> _Problem description_
Starting with the first line and ending with the line that holds "const menus: string[]", repeat the material exactly.

▬▬▬▬▬▬▬▬▬▬

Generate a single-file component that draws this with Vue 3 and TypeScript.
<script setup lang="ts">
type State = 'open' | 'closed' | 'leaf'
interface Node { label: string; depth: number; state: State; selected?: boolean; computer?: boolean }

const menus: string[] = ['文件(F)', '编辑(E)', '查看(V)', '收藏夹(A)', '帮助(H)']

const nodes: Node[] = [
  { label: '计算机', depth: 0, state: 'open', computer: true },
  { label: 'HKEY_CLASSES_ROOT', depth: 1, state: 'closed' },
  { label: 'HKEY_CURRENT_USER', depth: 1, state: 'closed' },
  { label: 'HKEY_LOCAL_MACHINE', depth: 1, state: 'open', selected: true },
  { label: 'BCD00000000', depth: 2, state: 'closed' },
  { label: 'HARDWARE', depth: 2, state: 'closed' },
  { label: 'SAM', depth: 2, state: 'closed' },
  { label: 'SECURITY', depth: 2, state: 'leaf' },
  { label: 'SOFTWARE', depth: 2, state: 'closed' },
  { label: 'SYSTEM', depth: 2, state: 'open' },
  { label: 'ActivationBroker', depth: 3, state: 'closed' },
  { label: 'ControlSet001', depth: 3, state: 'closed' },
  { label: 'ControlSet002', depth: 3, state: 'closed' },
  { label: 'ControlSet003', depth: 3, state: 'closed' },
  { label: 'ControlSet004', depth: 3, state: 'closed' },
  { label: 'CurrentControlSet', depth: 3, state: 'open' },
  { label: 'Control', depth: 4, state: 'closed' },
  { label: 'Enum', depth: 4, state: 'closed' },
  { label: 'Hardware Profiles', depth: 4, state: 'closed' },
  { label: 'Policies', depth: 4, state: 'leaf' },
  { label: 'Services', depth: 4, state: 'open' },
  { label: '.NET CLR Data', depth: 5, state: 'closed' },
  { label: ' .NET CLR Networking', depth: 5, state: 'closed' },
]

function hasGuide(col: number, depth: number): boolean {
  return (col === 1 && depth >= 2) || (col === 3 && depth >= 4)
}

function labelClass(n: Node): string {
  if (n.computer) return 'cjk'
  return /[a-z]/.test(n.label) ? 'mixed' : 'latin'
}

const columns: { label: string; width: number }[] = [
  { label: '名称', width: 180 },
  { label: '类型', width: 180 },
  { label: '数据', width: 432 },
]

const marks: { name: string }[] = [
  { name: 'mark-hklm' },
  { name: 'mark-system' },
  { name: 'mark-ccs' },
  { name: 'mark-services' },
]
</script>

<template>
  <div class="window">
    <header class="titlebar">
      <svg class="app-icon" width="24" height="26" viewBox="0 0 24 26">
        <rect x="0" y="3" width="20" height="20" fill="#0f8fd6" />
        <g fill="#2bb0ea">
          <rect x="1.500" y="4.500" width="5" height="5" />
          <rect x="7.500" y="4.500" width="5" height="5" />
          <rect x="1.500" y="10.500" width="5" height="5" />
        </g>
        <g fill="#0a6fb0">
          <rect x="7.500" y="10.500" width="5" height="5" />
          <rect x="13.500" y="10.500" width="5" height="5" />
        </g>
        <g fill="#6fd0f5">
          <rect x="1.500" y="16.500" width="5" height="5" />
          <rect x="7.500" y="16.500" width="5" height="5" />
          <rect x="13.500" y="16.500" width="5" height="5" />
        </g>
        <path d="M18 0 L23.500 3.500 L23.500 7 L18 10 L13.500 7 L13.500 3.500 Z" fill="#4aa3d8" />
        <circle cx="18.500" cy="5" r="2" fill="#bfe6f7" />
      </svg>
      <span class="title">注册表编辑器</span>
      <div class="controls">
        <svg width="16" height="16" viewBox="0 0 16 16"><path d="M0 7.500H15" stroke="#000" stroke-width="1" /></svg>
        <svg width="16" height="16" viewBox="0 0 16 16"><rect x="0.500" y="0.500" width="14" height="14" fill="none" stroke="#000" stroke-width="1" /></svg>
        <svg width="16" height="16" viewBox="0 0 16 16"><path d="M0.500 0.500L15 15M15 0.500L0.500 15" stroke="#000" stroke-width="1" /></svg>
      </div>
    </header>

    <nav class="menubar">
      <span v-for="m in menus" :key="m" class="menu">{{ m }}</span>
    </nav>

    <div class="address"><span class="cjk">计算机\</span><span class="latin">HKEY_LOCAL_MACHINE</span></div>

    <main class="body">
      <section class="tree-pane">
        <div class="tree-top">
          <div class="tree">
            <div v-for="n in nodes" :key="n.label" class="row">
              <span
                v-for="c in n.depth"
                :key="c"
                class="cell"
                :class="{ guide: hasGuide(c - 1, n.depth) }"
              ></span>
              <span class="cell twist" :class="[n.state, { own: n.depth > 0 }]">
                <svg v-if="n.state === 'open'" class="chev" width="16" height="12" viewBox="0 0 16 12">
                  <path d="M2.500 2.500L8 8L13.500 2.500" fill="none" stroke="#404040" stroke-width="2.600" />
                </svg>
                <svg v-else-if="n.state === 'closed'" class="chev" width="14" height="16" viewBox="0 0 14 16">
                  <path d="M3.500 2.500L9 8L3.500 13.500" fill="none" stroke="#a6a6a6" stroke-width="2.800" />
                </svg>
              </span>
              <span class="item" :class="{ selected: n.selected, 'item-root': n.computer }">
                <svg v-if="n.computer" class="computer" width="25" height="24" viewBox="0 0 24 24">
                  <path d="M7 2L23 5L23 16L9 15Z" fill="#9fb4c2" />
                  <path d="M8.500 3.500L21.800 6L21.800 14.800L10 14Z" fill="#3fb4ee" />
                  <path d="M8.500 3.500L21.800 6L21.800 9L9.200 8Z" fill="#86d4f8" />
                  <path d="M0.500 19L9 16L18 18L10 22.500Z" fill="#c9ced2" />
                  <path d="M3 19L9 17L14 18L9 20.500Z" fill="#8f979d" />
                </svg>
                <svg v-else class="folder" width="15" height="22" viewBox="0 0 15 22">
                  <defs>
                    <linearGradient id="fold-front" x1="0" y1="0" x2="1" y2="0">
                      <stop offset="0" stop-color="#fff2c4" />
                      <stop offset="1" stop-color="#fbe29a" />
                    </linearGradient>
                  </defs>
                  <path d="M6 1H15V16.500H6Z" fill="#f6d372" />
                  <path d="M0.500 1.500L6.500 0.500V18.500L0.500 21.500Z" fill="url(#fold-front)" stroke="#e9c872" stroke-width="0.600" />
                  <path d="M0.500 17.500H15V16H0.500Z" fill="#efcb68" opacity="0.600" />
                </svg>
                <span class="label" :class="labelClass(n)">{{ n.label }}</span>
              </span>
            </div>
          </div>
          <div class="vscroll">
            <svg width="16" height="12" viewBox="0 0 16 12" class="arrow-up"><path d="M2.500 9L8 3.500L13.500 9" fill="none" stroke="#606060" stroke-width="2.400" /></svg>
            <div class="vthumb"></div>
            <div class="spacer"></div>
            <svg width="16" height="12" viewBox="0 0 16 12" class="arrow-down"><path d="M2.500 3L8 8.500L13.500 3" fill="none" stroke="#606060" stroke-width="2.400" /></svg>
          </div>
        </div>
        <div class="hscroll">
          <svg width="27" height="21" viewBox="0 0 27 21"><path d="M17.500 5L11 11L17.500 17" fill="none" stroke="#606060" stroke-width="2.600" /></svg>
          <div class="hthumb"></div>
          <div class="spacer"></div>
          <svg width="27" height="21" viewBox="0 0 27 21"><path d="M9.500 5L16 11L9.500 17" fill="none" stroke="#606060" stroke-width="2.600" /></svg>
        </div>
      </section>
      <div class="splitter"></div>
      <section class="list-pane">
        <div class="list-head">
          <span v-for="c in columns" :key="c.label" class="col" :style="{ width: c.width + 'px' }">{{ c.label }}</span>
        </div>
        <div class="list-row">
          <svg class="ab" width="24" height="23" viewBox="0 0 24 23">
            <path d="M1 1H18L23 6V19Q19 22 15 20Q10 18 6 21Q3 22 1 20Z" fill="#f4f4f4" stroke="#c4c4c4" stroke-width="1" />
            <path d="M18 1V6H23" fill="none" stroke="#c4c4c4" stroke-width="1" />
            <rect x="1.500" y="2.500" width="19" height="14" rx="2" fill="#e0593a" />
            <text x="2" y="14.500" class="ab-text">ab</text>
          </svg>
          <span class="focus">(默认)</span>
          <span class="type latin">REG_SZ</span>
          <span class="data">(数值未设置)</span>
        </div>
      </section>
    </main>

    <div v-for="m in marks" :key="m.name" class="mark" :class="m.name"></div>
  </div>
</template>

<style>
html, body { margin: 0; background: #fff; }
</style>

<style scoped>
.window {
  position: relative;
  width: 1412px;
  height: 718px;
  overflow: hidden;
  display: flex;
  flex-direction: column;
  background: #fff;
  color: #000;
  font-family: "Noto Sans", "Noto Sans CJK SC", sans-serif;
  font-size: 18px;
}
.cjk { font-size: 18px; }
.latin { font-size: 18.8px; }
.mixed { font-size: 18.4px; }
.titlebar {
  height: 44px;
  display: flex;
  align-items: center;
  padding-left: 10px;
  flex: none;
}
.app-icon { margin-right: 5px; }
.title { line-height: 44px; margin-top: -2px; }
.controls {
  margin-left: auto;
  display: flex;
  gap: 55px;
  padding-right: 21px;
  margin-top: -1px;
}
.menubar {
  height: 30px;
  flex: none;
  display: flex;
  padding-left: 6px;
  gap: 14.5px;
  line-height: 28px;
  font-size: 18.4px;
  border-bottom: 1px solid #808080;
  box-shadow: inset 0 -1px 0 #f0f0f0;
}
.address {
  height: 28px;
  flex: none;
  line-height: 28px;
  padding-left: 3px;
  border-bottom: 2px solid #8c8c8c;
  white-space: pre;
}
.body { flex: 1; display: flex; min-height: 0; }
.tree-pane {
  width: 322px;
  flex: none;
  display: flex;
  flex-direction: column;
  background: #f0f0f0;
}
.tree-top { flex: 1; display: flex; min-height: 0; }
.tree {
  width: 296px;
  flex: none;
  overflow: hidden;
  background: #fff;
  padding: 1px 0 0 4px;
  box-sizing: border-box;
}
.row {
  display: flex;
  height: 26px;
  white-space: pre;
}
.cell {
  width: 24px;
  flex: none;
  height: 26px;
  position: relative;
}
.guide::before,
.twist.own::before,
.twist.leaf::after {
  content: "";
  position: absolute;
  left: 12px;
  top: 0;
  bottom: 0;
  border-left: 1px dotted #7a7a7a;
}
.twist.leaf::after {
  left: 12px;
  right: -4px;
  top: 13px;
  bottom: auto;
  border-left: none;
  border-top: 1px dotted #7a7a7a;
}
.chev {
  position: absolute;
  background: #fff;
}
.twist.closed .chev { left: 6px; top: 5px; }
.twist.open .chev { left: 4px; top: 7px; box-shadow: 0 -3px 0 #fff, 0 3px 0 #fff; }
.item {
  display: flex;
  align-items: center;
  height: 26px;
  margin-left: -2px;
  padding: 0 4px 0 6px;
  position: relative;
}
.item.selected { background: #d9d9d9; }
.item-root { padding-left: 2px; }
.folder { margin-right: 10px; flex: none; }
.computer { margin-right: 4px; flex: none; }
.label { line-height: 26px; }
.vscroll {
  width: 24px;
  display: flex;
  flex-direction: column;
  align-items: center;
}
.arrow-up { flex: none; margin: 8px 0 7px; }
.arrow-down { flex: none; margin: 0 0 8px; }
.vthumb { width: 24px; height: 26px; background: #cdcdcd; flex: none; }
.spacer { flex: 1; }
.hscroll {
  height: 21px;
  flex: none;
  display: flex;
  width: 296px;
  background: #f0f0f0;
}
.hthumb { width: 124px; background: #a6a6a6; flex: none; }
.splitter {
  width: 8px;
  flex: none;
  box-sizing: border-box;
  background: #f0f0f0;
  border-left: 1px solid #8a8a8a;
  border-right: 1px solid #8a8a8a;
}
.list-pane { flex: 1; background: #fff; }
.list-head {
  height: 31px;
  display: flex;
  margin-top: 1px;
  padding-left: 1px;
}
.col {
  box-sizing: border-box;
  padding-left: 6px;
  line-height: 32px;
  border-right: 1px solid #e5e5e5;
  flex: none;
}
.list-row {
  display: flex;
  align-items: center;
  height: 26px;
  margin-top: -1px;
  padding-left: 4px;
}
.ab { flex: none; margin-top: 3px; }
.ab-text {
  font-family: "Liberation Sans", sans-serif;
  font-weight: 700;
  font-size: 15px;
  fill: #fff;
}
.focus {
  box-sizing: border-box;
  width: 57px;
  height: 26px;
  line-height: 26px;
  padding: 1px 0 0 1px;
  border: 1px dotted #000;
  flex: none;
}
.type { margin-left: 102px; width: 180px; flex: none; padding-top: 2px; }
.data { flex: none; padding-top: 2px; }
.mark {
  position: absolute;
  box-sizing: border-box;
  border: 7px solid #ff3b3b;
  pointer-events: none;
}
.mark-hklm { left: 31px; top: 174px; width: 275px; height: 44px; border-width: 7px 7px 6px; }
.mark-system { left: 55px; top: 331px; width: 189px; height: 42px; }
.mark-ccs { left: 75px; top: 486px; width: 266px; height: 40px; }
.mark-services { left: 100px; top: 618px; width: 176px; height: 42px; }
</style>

▬▬▬▬▬▬▬▬▬▬

> _Solution_
Generate a single-file component that draws this with Vue 3 and TypeScript.
<script setup lang="ts">
type State = 'open' | 'closed' | 'leaf'
interface Node { label: string; depth: number; state: State; selected?: boolean; computer?: boolean }

const menus: string[] = ['文件(F)', '编辑(E)', '查看(V)', '收藏夹(A)', '帮助(H)']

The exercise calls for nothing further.